Extending Stephen Avenue through the Municipal Building all the way to East Village is just one component of a broad new vision for downtown Calgary approved by council Monday.

The Civic District Public Realm Strategy lays out an "aspirational vision for what the heart of the city needs to look like," Mayor Naheed Nenshi said.

As part of that vision, "there is a dream to connect East Village and Fort Calgary with the areas to the west," said program manager Ben Barrington.

"Currently the Municipal Building provides a bit of a barrier," he said. "Interestingly enough, it was originally designed to allow Stephen Avenue to go right through city hall. So this strategy just reinforces some ideas that have happened in the past."

While it may be tough to imagine at first glance, extending the Stephen Avenue pedestrian mall through the atrium of the Municipal Building "is feasible" and "not that outrageously expensive," Barrington added.

Stephen Avenue Extension

A diagram of how the Stephen Avenue extension (the red dotted arrow) could run through the Municipal Building and under the archway of the new central library to connect to East Village. (City of Calgary)

The final product would be something akin to the indoor pedestrian mall of the Core Shopping Centre, he said, but be open 24 hours a day so that it's a permanent route available to people wanting to travel.

The new central library being built just to the east also includes a walk-through archway as part of the building design so that pedestrians can travel unimpeded between east and west.

'Ceremonial Boulevard'

Another component of the long-term plan is a "Ceremonial Boulevard" along Macleod Trali North connecting the Elbow River, Stampede Grounds, CP Rail lines, Olympic Plaza and the Bow River. It could serve as a route for the Stampede parade and other major public events.

Barrington said the goal would be to create "a very interesting place for people to walk and get out of their cars."
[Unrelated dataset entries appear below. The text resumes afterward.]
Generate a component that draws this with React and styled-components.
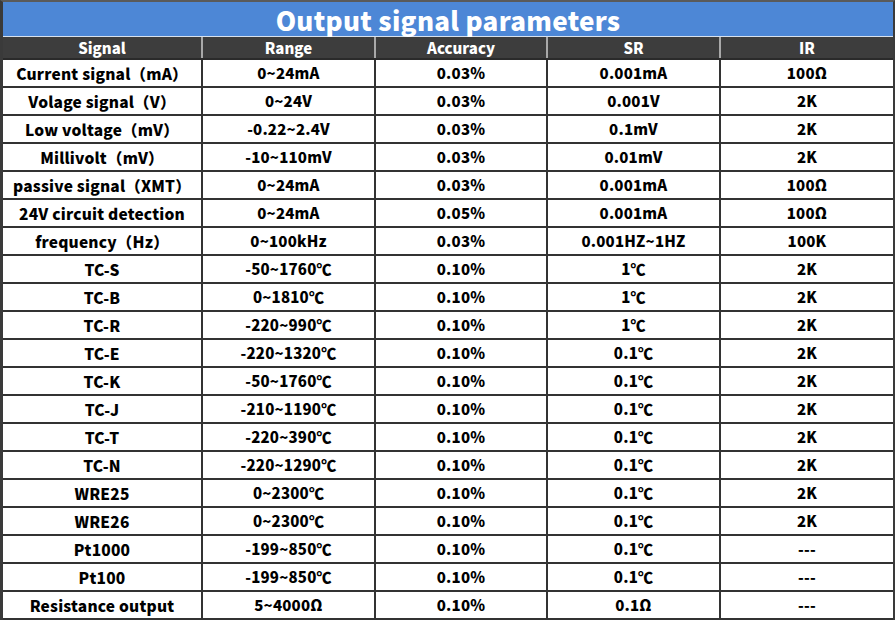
import React from 'react'
import styled, { createGlobalStyle } from 'styled-components'

const GlobalStyle = createGlobalStyle`
    html, body {
        margin: 0;
        padding: 0;
        background: #ffffff;
        overflow: hidden;
    }
    body {
        font-family: "Noto Sans CJK SC", "Noto Sans", sans-serif;
    }
`

const Frame = styled.div`
    width: 895px;
    height: 620px;
    box-sizing: border-box;
    border-top: 2px solid #5a5a5a;
    border-left: 3px solid #3a3a3a;
    border-right: 2px solid #3a3a3a;
    overflow: hidden;
    background: #fff;
`

const Title = styled.div`
    height: 34px;
    background: #4d87d6;
    color: #fff;
    font-size: 26px;
    font-weight: 900;
    display: flex;
    align-items: center;
    justify-content: center;
    border-bottom: 1px solid #d8e2ee;
    letter-spacing: 0.3px;
`

const Table = styled.table`
    width: 890px;
    border-collapse: collapse;
    table-layout: fixed;
`

const HeadCell = styled.th`
    height: 21px;
    padding: 0;
    background: #3d3d3d;
    color: #fff;
    font-size: 15px;
    font-weight: 900;
    line-height: 21px;
    text-align: center;
    border-right: 2px solid #a9a9a9;
    border-bottom: 2px solid #2a2a2a;

    &:last-child {
        border-right: none;
    }
`

const Cell = styled.td`
    height: 26px;
    padding: 0;
    color: #000;
    font-size: ${p => (p.$first ? '15.5px' : '15px')};
    font-weight: 900;
    line-height: 26px;
    text-align: center;
    white-space: nowrap;
    letter-spacing: 0.2px;
    border-right: 2px solid #333;
    border-bottom: 2px solid #333;

    &:last-child {
        border-right: none;
    }
`

const widths = [199, 173, 172, 173, 173]
const headers = ['Signal', 'Range', 'Accuracy', 'SR', 'IR']

const rows = [
    ['Current signal（mA）', '0~24mA', '0.03%', '0.001mA', '100Ω'],
    ['Volage signal（V）', '0~24V', '0.03%', '0.001V', '2K'],
    ['Low voltage（mV）', '-0.22~2.4V', '0.03%', '0.1mV', '2K'],
    ['Millivolt（mV）', '-10~110mV', '0.03%', '0.01mV', '2K'],
    ['passive signal（XMT）', '0~24mA', '0.03%', '0.001mA', '100Ω'],
    ['24V circuit detection', '0~24mA', '0.05%', '0.001mA', '100Ω'],
    ['frequency（Hz）', '0~100kHz', '0.03%', '0.001HZ~1HZ', '100K'],
    ['TC-S', '-50~1760℃', '0.10%', '1℃', '2K'],
    ['TC-B', '0~1810℃', '0.10%', '1℃', '2K'],
    ['TC-R', '-220~990℃', '0.10%', '1℃', '2K'],
    ['TC-E', '-220~1320℃', '0.10%', '0.1℃', '2K'],
    ['TC-K', '-50~1760℃', '0.10%', '0.1℃', '2K'],
    ['TC-J', '-210~1190℃', '0.10%', '0.1℃', '2K'],
    ['TC-T', '-220~390℃', '0.10%', '0.1℃', '2K'],
    ['TC-N', '-220~1290℃', '0.10%', '0.1℃', '2K'],
    ['WRE25', '0~2300℃', '0.10%', '0.1℃', '2K'],
    ['WRE26', '0~2300℃', '0.10%', '0.1℃', '2K'],
    ['Pt1000', '-199~850℃', '0.10%', '0.1℃', '---'],
    ['Pt100', '-199~850℃', '0.10%', '0.1℃', '---'],
    ['Resistance output', '5~4000Ω', '0.10%', '0.1Ω', '---']
]

const App = () => (
    <React.Fragment>
        <GlobalStyle />
        <Frame>
            <Title>Output signal parameters</Title>
            <Table>
                <colgroup>
                    {widths.map((w, i) => (
                        <col key={i} style={{ width: w }} />
                    ))}
                </colgroup>
                <thead>
                    <tr>
                        {headers.map(h => (
                            <HeadCell key={h}>{h}</HeadCell>
                        ))}
                    </tr>
                </thead>
                <tbody>
                    {rows.map(row => (
                        <tr key={row[0]}>
                            {row.map((c, i) => (
                                <Cell key={i} $first={i === 0}>
                                    {c}
                                </Cell>
                            ))}
                        </tr>
                    ))}
                </tbody>
            </Table>
        </Frame>
    </React.Fragment>
)

export default App
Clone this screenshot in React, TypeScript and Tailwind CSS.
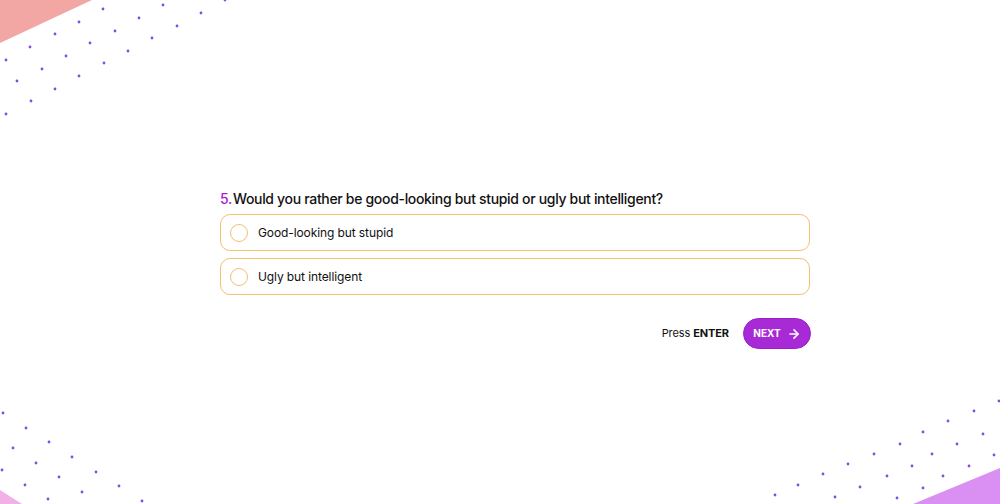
import { ArrowRight } from "lucide-react";

const topDots: [number, number][] = [
  [103, 9], [79, 22], [55, 34], [30, 47], [6, 60],
  [163, 5], [139, 18], [115, 31], [90, 43], [66, 56], [42, 69], [17, 81],
  [225, 0], [201, 13], [177, 26], [152, 38], [128, 51], [104, 63], [79, 76], [55, 89], [31, 101], [6, 114],
];

const leftDots: [number, number][] = [
  [3, 413], [26, 428], [49, 442], [72, 457], [96, 472], [119, 486], [142, 501],
  [13, 448], [36, 463], [59, 477], [82, 492],
  [2, 470], [25, 485], [48, 499],
];

const rightDots: [number, number][] = [
  [775, 495], [798, 485], [823, 474], [848, 464], [874, 454], [900, 444], [923, 432], [948, 421], [974, 411], [999, 401],
  [835, 497], [860, 487], [887, 476], [912, 466], [932, 454], [957, 444], [983, 434],
  [897, 498], [923, 488], [943, 476], [969, 466], [994, 455],
];

function Decorations() {
  return (
    <svg className="pointer-events-none absolute inset-0" width="1000" height="504" viewBox="0 0 1000 504">
      <polygon points="0,0 92,0 0,43" fill="#f2a7a4" />
      <polygon points="0,490 22,504 0,504" fill="#f2b1e6" />
      <polygon points="913,504 1000,468 1000,504" fill="#da90f2" />
      {[...topDots, ...leftDots, ...rightDots].map(([x, y], i) => (
        <circle key={i} cx={x} cy={y} r="1.4" fill="#7c4fe0" />
      ))}
    </svg>
  );
}

function Option({ label }: { label: string }) {
  return (
    <button className="flex h-[37px] w-full items-center gap-[10px] rounded-[10px] border border-[#f1c070] bg-white pl-[9px] pr-[10px] text-left">
      <span className="h-[18px] w-[18px] rounded-full border border-[#f1c070]" />
      <span className="text-[12px] tracking-[-0.1px] text-[#111]">{label}</span>
    </button>
  );
}

export default function App() {
  return (
    <div
      className="relative h-[504px] w-[1000px] overflow-hidden bg-white"
      style={{ fontFamily: "Inter, 'Noto Sans', sans-serif" }}
    >
      <Decorations />
      <div className="relative pl-[220px] pt-[189px]">
        <div className="w-[591px]">
          <h1 className="text-[14px] font-medium leading-[20px] tracking-[-0.32px] text-[#111]">
            <span className="mr-[1px] text-[#a424d2]">5.</span>Would you rather be good-looking but stupid or ugly but intelligent?
          </h1>
          <div className="mt-[5px] flex flex-col gap-[7px] pr-[1px]">
            <Option label="Good-looking but stupid" />
            <Option label="Ugly but intelligent" />
          </div>
          <div className="mt-[23px] flex items-center justify-end gap-[14px]">
            <span className="text-[11px] tracking-[-0.1px] text-[#111]">
              Press <b className="font-bold">ENTER</b>
            </span>
            <button className="flex h-[31px] w-[68px] items-center justify-center gap-[6px] rounded-full border border-[#9b20c9] bg-[#a82ad6] text-[10px] font-bold text-white">
              NEXT
              <ArrowRight size={14} strokeWidth={2.75} />
            </button>
          </div>
        </div>
      </div>
    </div>
  );
}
The strategy document describes Macleod Trail North as "a critical route" into the city's core that "traverses several iconic elements of Calgary's geographic and cultural landscape" and currently sees 29,000 vehicles and 10,800 pedestrians per day.

Yet another part of the strategy is the "Third Street S.E. Zipper" — a vision for transforming the currently underused route that runs between the Municipal Building and the site of the new central library into a connection between East Village and the rest of downtown to the west.

"It's called a zipper because it notionally ties together East Village and then the west side of downtown," Barrington said.

Public feedback often described Third Street S.E. as "neglected" and the strategy calls for it to "become a more active and pedestrian-friendly street with improved connections to the Bow River and Bridgeland."

​'All theory' — for now

The mayor noted the document is "all theory" at this point and actual construction is years away for most projects, but there was a need to develop a cohesive plan.

"The idea here is that we're getting so much development in this area but there wasn't an overall framework as to how that should look," Nenshi said.

Barrington said there's no budget for overall strategy yet, as the various components would be carried out as standalone projects, and many of the looming developments in the area are private projects.

Nenshi said the largest public component would be redeveloping the Municipal Building and Olympic Plaza, including potential for the Stephen Avenue extension.

Coun. Druh Farrell said the city will be consulting with Calgarians on any changes.

Coun. Druh Farrell

Coun. Druh Farrell says the strategy will improve safety and encourage more people to walk. (Evelyne Asselin/CBC)

"Calgarians want to be involved in anything that happens with the plaza," she said. "It's Calgary's living room. So we need to engage with them on elements we want to keep, elements that aren't that important and move forward from there."

One possibility is the addition of parking underneath Olympic Plaza, something Farrell said might help pay for the plaza's redevelopment.